Thinking of KJ propels me forward. I fix an image of him firmly in my mind—a happy one of the two of us talking in the courtyard—and head away from the chaotic hospital entrance, out toward the street. I walk three blocks before I find someone on a bicycle, and then strain to drag the guy onto the sidewalk. I feel bad about stealing his bike. One minute, the poor guy will be riding down the street, and the next he’ll be sitting on the ground, bikeless. It can’t be helped. I don’t have the time or the strength to walk.
The ride to the Center feels endless. One trip on t
he back of a tandem bike isn’t enough training. I fall over eight times before I master a semblance of balance and still walk the bike down hills because I don’t trust the brakes. Raindrops hang in the air, plastering themselves against me. Only panic keeps me going. If I take too long, I’ll lose control of time.
I’m shivering by the time I reach the Center. The tall stone building blurs through the haze of rain, like the setting of a dream. Or a nightmare. I drop the bike and drag myself up to the front door. Locked, of course. I melt time and ring the bell.
“Alex?” Charlie’s voice crackles through the intercom. “What are you doing out there?”
I turn my face up to the camera that monitors the front door.
“Dr. Barnard was driving me to the Central Office,” I say, too tired to make up a lie. I lean against the door. “We got in an accident. Let me in.”

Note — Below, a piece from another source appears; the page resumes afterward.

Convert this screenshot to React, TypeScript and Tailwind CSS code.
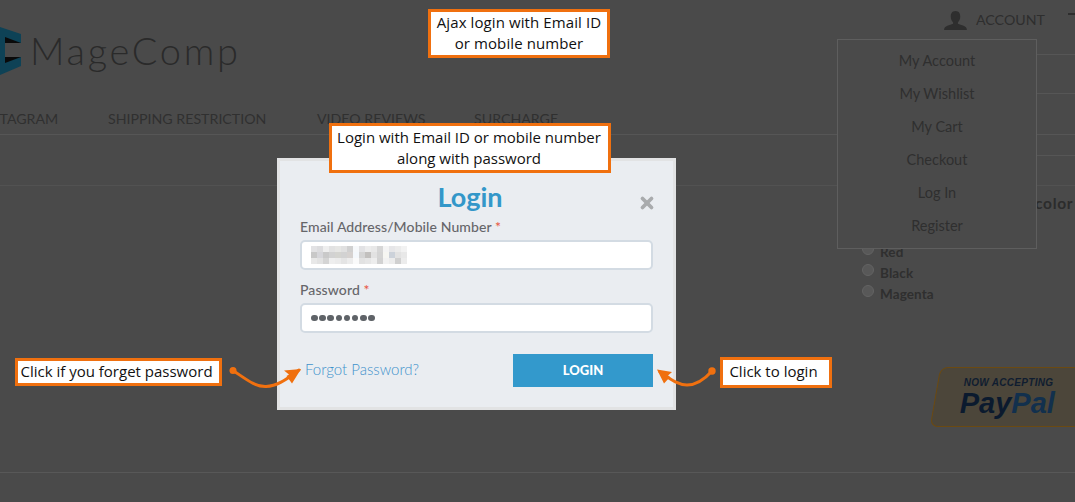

The door buzzes and I half-fall inside when it opens. Charlie is already out of his chair, a phone pressed against his ear. I freeze time before he gets any closer and then take off my shoe and use it to prop open the door.
Urgency bites at my heels as I stagger toward the clinic. KJ, I keep repeating in my head. I have to save KJ. The door opens under my touch. The room is empty, except for KJ who lies in the same prone position I left him in. He looks worse than I remember. Sweat dampens his forehead. His mouth has gone slack. I place my hand against the skin of his exposed arm, the one linked to the snaking tube of an IV.
Melt time. Freeze time.
KJ doesn’t move. I rip off the tape holding the IV in place and press down on the insertion point the way I’ve seen Amy do before pulling out the needle. No response. I look for the reassurance of his pulse. It’s faint, the soft flutter of a wounded moth.
“KJ.” I shake him. Nothing. I slap his cheek, lightly, and then harder.